Direction de STX et syndicats réagissent

STX France dit regretter la décision de la Brittany. STX "étudie les conséquences de cette décision en matière de perte de chiffre d'affaire et surtout de charge de travail", tout en estimant que "la bonne situation du carnet de commande ainsi qu'une activité commerciale forte devraient vraisemblablement permettre de limiter fortement les conséquences de cette décision".

Du côté des syndicats on est beaucoup moins conciliants. "C'est une situation tout à fait inacceptable",pour Jean-Marc Perez, délégué syndical FO aux chantiers. "Nous interpellons à nouveau le gouvernement qui est actionnaire du chantier pour qu'il prenne ses responsabilités afin de faire en sorte que cette commande puisse trouver un financement".

La CFDT espère qu'il ne s'agit que d'un report en soulignant que ce sont des emplois qui sont en jeu, "tant pour STX, qui devait construire là le démonstrateur de son savoir-faire dans le domaine de la propulsion au gaz, que pour Brittany Ferries qui ne pourra pas compter sur ce navire neuf". Et de souligner l'absence de politique industrielle et environnementale du gouvernement :

la transition énergétique et le recours à des énergies plus "propres" ne devraient pas être de simples discours.

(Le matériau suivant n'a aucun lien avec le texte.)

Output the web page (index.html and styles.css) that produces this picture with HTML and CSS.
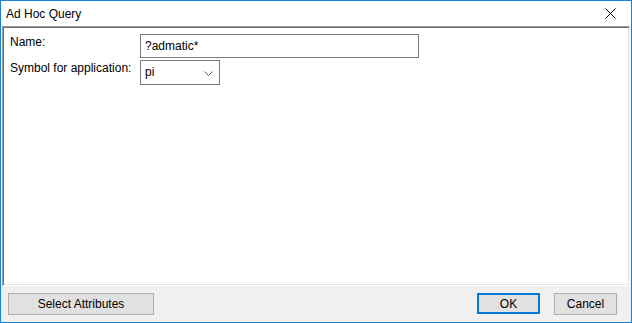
FILE: index.html
```html
<!DOCTYPE html>
<html>
<head>
<meta charset="utf-8">
<link rel="stylesheet" href="styles.css">
</head>
<body>
<div class="window">
  <div class="titlebar">
    <span class="title">Ad Hoc Query</span>
    <span class="close">
      <svg width="11" height="11" viewBox="0 0 11 11"><path d="M0.5 0.5 L10.5 10.5 M10.5 0.5 L0.5 10.5" stroke="#000" stroke-width="1" fill="none"/></svg>
    </span>
  </div>
  <div class="panel">
    <div class="form">
      <label class="label">Name:</label>
      <div class="input name-input">?admatic*</div>
      <label class="label">Symbol for application:</label>
      <div class="input select">
        <span>pi</span>
        <svg class="chev" width="9" height="5" viewBox="0 0 9 5"><path d="M0.5 0.5 L4.5 4.5 L8.5 0.5" stroke="#606060" stroke-width="1" fill="none"/></svg>
      </div>
    </div>
  </div>
  <div class="footer">
    <div class="btn attrs">Select Attributes</div>
    <div class="spacer"></div>
    <div class="btn ok">OK</div>
    <div class="btn cancel">Cancel</div>
  </div>
</div>
</body>
</html>
```
FILE: styles.css
```css
html, body {
  margin: 0;
  padding: 0;
}
body {
  font-family: "Liberation Sans", Arial, sans-serif;
  font-size: 12px;
  color: #000;
}
.window {
  width: 632px;
  height: 323px;
  box-sizing: border-box;
  border: 1px solid #1883d7;
  display: flex;
  flex-direction: column;
  background: #f0f0f0;
}
.titlebar {
  height: 25px;
  background: #fff;
  display: flex;
  align-items: center;
  flex: none;
}
.title {
  padding-left: 5px;
  padding-top: 1px;
  flex: 1;
}
.close {
  width: 45px;
  height: 25px;
  display: flex;
  align-items: center;
  justify-content: center;
  padding-left: 3px;
  box-sizing: border-box;
}
.panel {
  flex: none;
  height: 260px;
  margin: 0 1px;
  background: #fff;
  border: 1px solid;
  border-color: #a0a0a0 #fff #fff #a0a0a0;
  box-shadow: inset 1px 1px #696969, inset -1px -1px #e3e3e3;
  box-sizing: border-box;
  padding: 7px 6px 0 7px;
}
.form {
  display: grid;
  grid-template-columns: 130px auto;
  row-gap: 2px;
  justify-content: start;
}
.label {
  line-height: 16px;
  padding-top: 0;
}
.input {
  border: 1px solid #7a7a7a;
  box-sizing: border-box;
  height: 24px;
  line-height: 22px;
  padding-left: 4px;
  background: #fff;
}
.name-input {
  width: 279px;
}
.select {
  width: 80px;
  height: 25px;
  line-height: 23px;
  display: flex;
  align-items: center;
  justify-content: space-between;
  padding-right: 6px;
}
.chev {
  margin-top: 1px;
}
.footer {
  flex: 1;
  display: flex;
  align-items: flex-start;
  padding: 7px 14px 0 7px;
  gap: 14px;
}
.spacer {
  flex: 1;
}
.btn {
  height: 22px;
  box-sizing: border-box;
  border: 1px solid #adadad;
  background: #e1e1e1;
  display: flex;
  align-items: center;
  justify-content: center;
}
.attrs {
  width: 146px;
}
.ok {
  width: 63px;
  border: 2px solid #0078d7;
  height: 21px;
}
.cancel {
  width: 63px;
}
```
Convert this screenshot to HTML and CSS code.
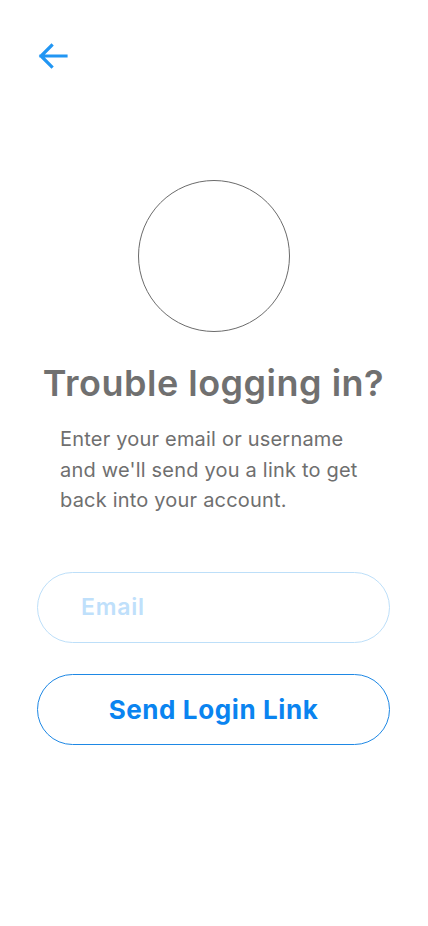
FILE: index.html
```html
<!DOCTYPE html>
<html>
<head>
  <title>Trouble logging in</title>
  <meta name="viewport" content="width=device-width, initial-scale=1">
  <link rel="stylesheet" href="styles.css">
</head>
<body>
  <div class="screen">
    <div class="top-bar">
      <button class="back-btn" aria-label="Back">
        <svg width="32" height="28" viewBox="0 0 32 28">
          <path d="M29 14H4M14.5 3.5L4 14l10.5 10.5" fill="none" stroke="#2196f3" stroke-width="3.2" stroke-linecap="square"/>
        </svg>
      </button>
    </div>

    <div class="avatar"></div>

    <h1 class="title">Trouble logging in?</h1>
    <p class="desc">Enter your email or username and we'll send you a link to get back into your account.</p>

    <form id="reset-form" class="form">
      <input type="text" class="field" placeholder="Email" name="email">
      <button type="submit" class="send-btn">Send Login Link</button>
    </form>
  </div>

  <script>
    document.getElementById("reset-form").addEventListener("submit", function(event) {
      event.preventDefault();
    });
  </script>
</body>
</html>
```

FILE: styles.css
```css
body {
  font-family: Inter, "Open Sans", Arial, sans-serif;
  background-color: #ffffff;
  margin: 0;
  padding: 0;
}
.screen {
  width: 428px;
  min-height: 926px;
  box-sizing: border-box;
  padding: 0 38px 0 37px;
}
.top-bar {
  display: flex;
  padding-top: 42px;
}
.back-btn {
  background: none;
  border: none;
  padding: 0;
  margin: 0;
  cursor: pointer;
  width: 32px;
  height: 28px;
}
.back-btn svg {
  display: block;
}
.avatar {
  width: 150px;
  height: 150px;
  border: 1px solid #6b6b6b;
  border-radius: 50%;
  margin: 110px auto 0 auto;
}
.title {
  margin: 28px -10px 0 -10px;
  text-align: center;
  font-size: 36px;
  font-weight: 600;
  color: #707070;
  letter-spacing: 0.5px;
  line-height: 46px;
}
.desc {
  margin: 18px 0 0 0;
  padding-left: 23px;
  padding-right: 18px;
  font-size: 20px;
  letter-spacing: 0.2px;
  line-height: 30.5px;
  color: #6f6f6f;
}
.form {
  display: flex;
  flex-direction: column;
  gap: 31px;
  margin-top: 56px;
}
.field {
  height: 71px;
  box-sizing: border-box;
  border: 1px solid #bddff9;
  border-radius: 36px;
  padding: 0 43px;
  font-family: inherit;
  font-size: 23px;
  font-weight: 600;
  letter-spacing: 0.8px;
  color: #555;
  outline: none;
}
.field::placeholder {
  color: #bfe0fb;
}
.send-btn {
  height: 71px;
  background: #ffffff;
  border: 1px solid #1e88e5;
  border-radius: 36px;
  font-family: inherit;
  font-size: 26px;
  font-weight: 700;
  letter-spacing: 0.6px;
  color: #0a84f0;
  cursor: pointer;
}
```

Il faut aussi, derrière, des actes forts et ce projet en est un !"


Une réglementation acceptée, mais difficile à mettre en œuvre

Pour répondre à la nouvelle réglementation, les compagnies peuvent soit équiper leurs navires de scrubbers, soit changer de mode de propulsion, soit abandonner le fioul lourd au profit du gazole, moins polluant mais actuellement de 50 à 80% plus cher, selon Armateurs de France.
"Les compagnies maritimes ont de sérieuses difficultés" pour faire face à la nouvelle réglementation, assure Éric Banel, délégué général de l'organisation professionnelle, soulignant le "contexte particulièrement dégradé" pour le secteur. "Il est trop tard pour agir sur la réglementation soufre, elle entrera en vigueur et sera appliquée par les entreprises, après c'est une politique plus globale que nous réclamons en faveur de la compétitivité des entreprises maritimes travaillant sous pavillon français", a-t-il ajouté.

Seul point positif, la Brittany Ferries installera tout de même des filtres à fumée sur les trois navires initialement prévus pour être convertis au GNL, pour un investissement compris entre 70 et 80 millions d'euros.
Les chantiers de Saint-Nazaire avaient déjà eux-mêmes suspendu la commande en septembre, la compagnie maritime n'ayant pas bouclé son plan de financement.